The EU Ombudsman opened an inquiry, and on 20 July 2023, issued a landmark decision, confirming that:

  • The 2014 EU Guidelines exclude any form of participation of Israeli entities established in settlements in the OPT, both funded and on a no-cost basis;
  • funding an EU project that involves staff from a university established in an Israeli settlement in the OPT as participants is not in conformity with the EU guidelines;
  • HaDEA’s replies did “not meet fully the standards of clarity that citizens are entitled to expect from EU authorities”, and “the replies given by HaDEA before and during the inquiry are not such as to dispel all doubts about the conformity with the EU guidelines”. The Ombudsman found that  HaDEA had failed to inform the independent experts commissioned to carry out reviews of the BOUNCE project about the specific concerns Räsänen had raised, and thus they did not investigate them.

The EU Ombudsman also recommended HaDEA to review its procedures for ensuring compliance with the EU Guidelines and requested HaDEA to inform her by 20 October 2023 of any action they have taken regarding her suggestions, therefore showing an inclination to accept our contention that there seemed to be a systemic issue.

HaDEA replied to the Ombudsman only in December 2023, and failed to identify any relevant actions to review its procedures, prevent the systemic circumvention of the Guidelines and to ensure good administration and accountability.
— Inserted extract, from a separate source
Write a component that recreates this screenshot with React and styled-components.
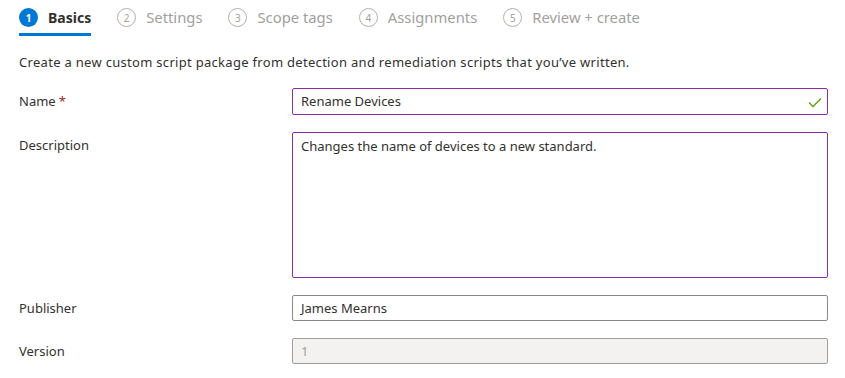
import React from 'react'
import styled, { createGlobalStyle } from 'styled-components'

const Global = createGlobalStyle`
  html, body {
    margin: 0;
    padding: 0;
    background: #ffffff;
  }
  body {
    font-family: 'Noto Sans', 'Open Sans', sans-serif;
    color: #323130;
  }
`

const Page = styled.div`
  width: 845px;
  height: 378px;
  padding: 0 17px 0 19px;
  box-sizing: border-box;
  overflow: hidden;
`

const Steps = styled.div`
  display: flex;
  align-items: flex-start;
  gap: 26px;
  height: 36px;
`

const Step = styled.div`
  display: flex;
  flex-direction: column;
  height: 36px;
  justify-content: space-between;
`

const StepHead = styled.div`
  display: flex;
  align-items: center;
  gap: 10px;
  padding-top: 8px;
`

const Circle = styled.span`
  width: 19px;
  height: 19px;
  box-sizing: border-box;
  border-radius: 50%;
  display: flex;
  align-items: center;
  justify-content: center;
  font-size: 10px;
  font-weight: ${(p) => (p.active ? 700 : 400)};
  background: ${(p) => (p.active ? '#0078d4' : 'transparent')};
  color: ${(p) => (p.active ? '#ffffff' : '#a19f9d')};
  border: ${(p) => (p.active ? 'none' : '1px solid #b3b0ad')};
`

const StepLabel = styled.span`
  font-size: ${(p) => (p.active ? 14 : 14.8)}px;
  line-height: 19px;
  font-weight: ${(p) => (p.active ? 700 : 400)};
  color: ${(p) => (p.active ? '#323130' : '#a19f9d')};
`

const Underline = styled.div`
  height: 3px;
  background: ${(p) => (p.active ? '#0078d4' : 'transparent')};
`

const Intro = styled.p`
  margin: 17px 0 0;
  font-size: 13px;
  letter-spacing: 0.3px;
  line-height: 18px;
`

const Form = styled.div`
  display: grid;
  grid-template-columns: 273px 1fr;
  row-gap: 17px;
  margin-top: 17px;
`

const Label = styled.div`
  font-size: 13px;
  line-height: 18px;
  padding-top: 4px;
`

const Required = styled.span`
  color: #a4262c;
  margin-left: 3px;
`

const Field = styled.div`
  position: relative;
  box-sizing: border-box;
  height: ${(p) => p.h || 27}px;
  border: 1px solid ${(p) => p.border || '#8a8886'};
  border-radius: 2px;
  background: ${(p) => (p.disabled ? '#f3f2f1' : '#ffffff')};
  color: ${(p) => (p.disabled ? '#a19f9d' : '#323130')};
  font-size: 13px;
  line-height: 18px;
  padding: 3px 8px;
`

const Check = styled.svg`
  position: absolute;
  right: 5px;
  top: 8px;
`

const steps = ['Basics', 'Settings', 'Scope tags', 'Assignments', 'Review + create']

export default function App() {
  return (
    <Page>
      <Global />
      <Steps>
        {steps.map((s, i) => (
          <Step key={s}>
            <StepHead>
              <Circle active={i === 0}>{i + 1}</Circle>
              <StepLabel active={i === 0}>{s}</StepLabel>
            </StepHead>
            <Underline active={i === 0} />
          </Step>
        ))}
      </Steps>
      <Intro>
        Create a new custom script package from detection and remediation scripts that you’ve written.
      </Intro>
      <Form>
        <Label>
          Name<Required>*</Required>
        </Label>
        <Field border="#8a2da5">
          Rename Devices
          <Check width="14" height="11" viewBox="0 0 14 11">
            <path d="M1 5.5 L5 9.5 L13 1.5" fill="none" stroke="#57a300" strokeWidth="1.3" />
          </Check>
        </Field>
        <Label>Description</Label>
        <Field border="#8a2da5" h={146} style={{ paddingTop: 4 }}>
          Changes the name of devices to a new standard.
        </Field>
        <Label>Publisher</Label>
        <Field h={26}>James Mearns</Field>
        <Label>Version</Label>
        <Field h={26} disabled border="#a19f9d">
          1
        </Field>
      </Form>
    </Page>
  )
}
As mentioned by ELSC to a response to HaDEA in January 2024, this “clearly comes across as a general lack of oversight in relation to the involvement of Israeli institutions based in the Occupied Palestinian Territory […] Such conduct raises doubts on whether the Agency staff, despite being aware of the Guidelines, acted evasively to shield its own inconsistencies.”

The Ombudsman’s decision is a legal win, because it clarifies that illegal settlements in the OPT should be excluded from EU cooperation projects and cannot benefit from EU monetary resources or otherwise. Moreover, the decision pays tribute to the efforts of EU citizens to get justice and accountability.

However, the EU Ombudsman declined to investigate the issue further on the basis that, by the time of her inquiry, the BOUNCE project had ended and had declined to include HaDEA’s delays in the scope of her inquiry. This creates a perverse incentive to delay answering queries. In addition, the EC has not held those responsible for collusion with the illegal Israeli settlement’s enterprise. This is unacceptable.

I am glad that my complaint to the Ombudsman led her to acknowledge that the issue had not been properly investigated, but I am disappointed that no remedial action has been taken. Is it allowed to violate binding EU guidelines without consequences? EU citizens want accountability, not impunity.” – says Syksy Räsänen.

It’s good to see the Ombudsman’s decision going in the right direction. Despite the EU guidelines published in 2014, we at ECCP have been denouncing for years multiple cases that demonstrate failures of the Commission to properly instruct against, monitor for, and rectify project management transgressions.” – says Aneta Jerska, ECCP coordinator.